Tuesday, December 23, 2008

Mandelbrot on Wall Street analysis flaws

Interesting article from Scientific American written in 1999 by Mandelbrot (father of fractals) on his opinions on how Wall Street analysis is flawed. As he states, the analysis used by Wall Street essentially eliminates the need to address rare events - in Mandelbrot's words:

The risk-reducing formulas behind portfolio theory rely on a number of demanding and ultimately unfounded premises. First, they suggest that price changes are statistically independent of one another: for example, that today’s price has no influence on the changes between the current price and tomorrow’s. As a result, predictions of future market movements become impossible. The second presumption is that all price changes are distributed in a pattern that conforms to the standard bell curve. The width of the bell shape (as measured by its sigma, or standard deviation) depicts how far price changes diverge from the mean; events at the extremes are considered extremely rare. Typhoons are, in effect, defined out of existence.
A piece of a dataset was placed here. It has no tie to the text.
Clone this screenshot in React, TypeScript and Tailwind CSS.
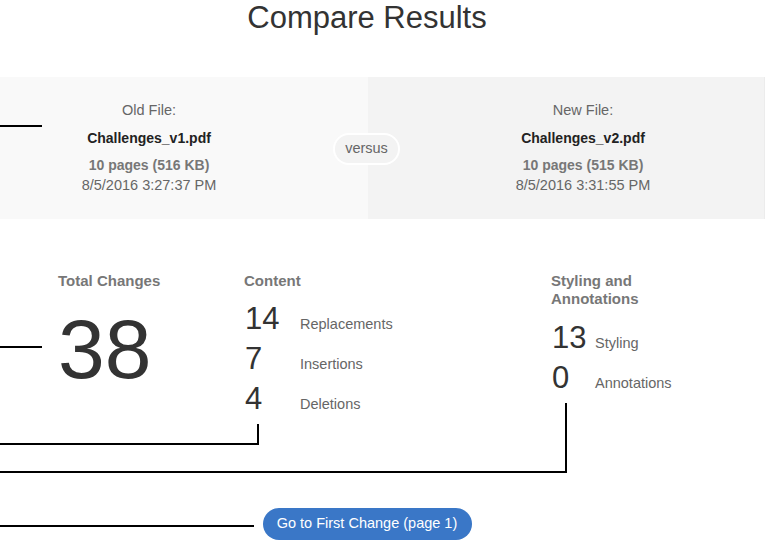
import React from 'react';

type FileInfo = {
  label: string;
  name: string;
  pages: string;
  date: string;
};

const oldFile: FileInfo = {
  label: 'Old File:',
  name: 'Challenges_v1.pdf',
  pages: '10 pages (516 KB)',
  date: '8/5/2016 3:27:37 PM',
};

const newFile: FileInfo = {
  label: 'New File:',
  name: 'Challenges_v2.pdf',
  pages: '10 pages (515 KB)',
  date: '8/5/2016 3:31:55 PM',
};

const contentRows = [
  { count: 14, label: 'Replacements' },
  { count: 7, label: 'Insertions' },
  { count: 4, label: 'Deletions' },
];

const stylingRows = [
  { count: 13, label: 'Styling' },
  { count: 0, label: 'Annotations' },
];

const FileBlock: React.FC<{ file: FileInfo }> = ({ file }) => (
  <div className="w-[298px] pt-[23px] text-center text-[14.5px] leading-5">
    <p className="text-[#666]">{file.label}</p>
    <p className="mt-2 text-[14px] font-bold text-[#222]">{file.name}</p>
    <p className="mt-[7px] text-[14px] font-bold text-[#777]">{file.pages}</p>
    <p className="text-[#666]">{file.date}</p>
  </div>
);

const CountRow: React.FC<{ count: number; label: string; numWidth: string }> = ({ count, label, numWidth }) => (
  <div className="flex items-baseline h-10 leading-10">
    <span className={`${numWidth} text-[31px] text-[#333]`}>{count}</span>
    <span className="text-[14.5px] text-[#666]">{label}</span>
  </div>
);

// callout lines drawn over the screenshot
const Callouts: React.FC = () => (
  <svg className="absolute inset-0 pointer-events-none" width="772" height="548" viewBox="0 0 772 548">
    <g stroke="#000" strokeWidth="2" fill="none">
      <line x1="0" y1="126" x2="42" y2="126" />
      <line x1="0" y1="347" x2="42" y2="347" />
      <polyline points="258,424 258,444 0,444" />
      <polyline points="566,403 566,472 0,472" />
      <line x1="0" y1="526" x2="254" y2="526" />
    </g>
  </svg>
);

export default function App() {
  return (
    <div className="relative w-[772px] h-[548px] overflow-hidden bg-white font-[family-name:'Liberation_Sans',Arial,sans-serif]">
      <h1 className="w-[734px] text-center text-[31px] leading-[36px] text-[#333]">Compare Results</h1>

      <div className="relative mt-[41px] flex h-[142px] w-[765px]">
        <div className="w-[368px] bg-[#f9f9f9]">
          <FileBlock file={oldFile} />
        </div>
        <div className="flex-1 bg-[#f3f3f3] pl-[66px] border-r border-[#ececec]">
          <FileBlock file={newFile} />
        </div>
        <div className="absolute left-[333px] top-[56px] flex h-[32px] w-[67px] items-center justify-center rounded-full border-2 border-white bg-[#f3f3f3] text-[14.5px] text-[#666]">
          versus
        </div>
      </div>

      <div className="mt-[53px] flex pl-[58px]">
        <div className="w-[186px]">
          <h2 className="text-[15px] font-bold leading-[18px] text-[#777]">Total Changes</h2>
          <p className="mt-[17px] text-[84px] leading-none text-[#333]">38</p>
        </div>
        <div className="w-[307px]">
          <h2 className="text-[15px] font-bold leading-[18px] text-[#777]">Content</h2>
          <div className="mt-[9px] pl-px">
            {contentRows.map((r) => (
              <CountRow key={r.label} count={r.count} label={r.label} numWidth="w-[55px]" />
            ))}
          </div>
        </div>
        <div>
          <h2 className="text-[15px] font-bold leading-[18px] text-[#777]">
            Styling and
            <br />
            Annotations
          </h2>
          <div className="mt-[10px] pl-px">
            {stylingRows.map((r) => (
              <CountRow key={r.label} count={r.count} label={r.label} numWidth="w-[43px]" />
            ))}
          </div>
        </div>
      </div>

      <div className="mt-[89px] flex w-[734px] justify-center">
        <button className="h-[32px] w-[209px] rounded-full bg-[#3a77c7] text-[14.5px] text-white">
          Go to First Change (page 1)
        </button>
      </div>

      <Callouts />
    </div>
  );
}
http://www.sciam.com/article.cfm?id=multifractals-explain-wall-street

Well, we just had a typhoon in the markets in October 2008 (and there have been several typhoons in the financial markets over the past several hundred years).

Ponzi schemes can work for quite a while (just ask Madoff). However, once the cat gets out of the bag all hell breaks loose and it's pretty much impossible to get the cat back into the bag - and even if you do most everyone knows that it's a cat that's in the bag (instead of a wonderful piglet). There will be very few suckers to be found again to play the con with the same scam.

The Ponzi scheme that's been run by the US government for the past decade is unwinding - the cat is out of the bag. GDP growth was a fantasy based on increasing personal (and public) debt. Also, the increased money supply that Greenspan pushed for 15 years created an asset bubble in the housing market. Other bubbles occurred at the same time - student loans, car loans, credit card debt, inflated stock prices, and others. The cats all came out of the bags at once - all the bubbles popped together - a typhoon of financial disaster. On a global scale.

The government can print lots of money (trillions it turns out) and try to get the same suckers to play the game again (spend money they don't have and go deeper into dept) but there just aren't going to be many players. Deflation is going to happen likely followed by high inflation. People are losing their jobs (maybe we will see double-digit unemployment) and these people are not going to start buying a bunch of stuff. Millions of people who have jobs are worried about losing them soon - they are going to cut back and save. Millions are deep in debt as it is - with banks cutting back on credit lines, increasing late fees, etc., these heavily indebted people aren't going to be able to spend much more. And even people with relatively safe jobs are going to have salaries and benefit cuts (elimination of 401k matches, small or no bonuses, salary freezes, etc.) and these people are going to cut back their spending too. So who is it that is going to increase their spending to keep deflation (i.e. market correction) from happening? Almost nobody.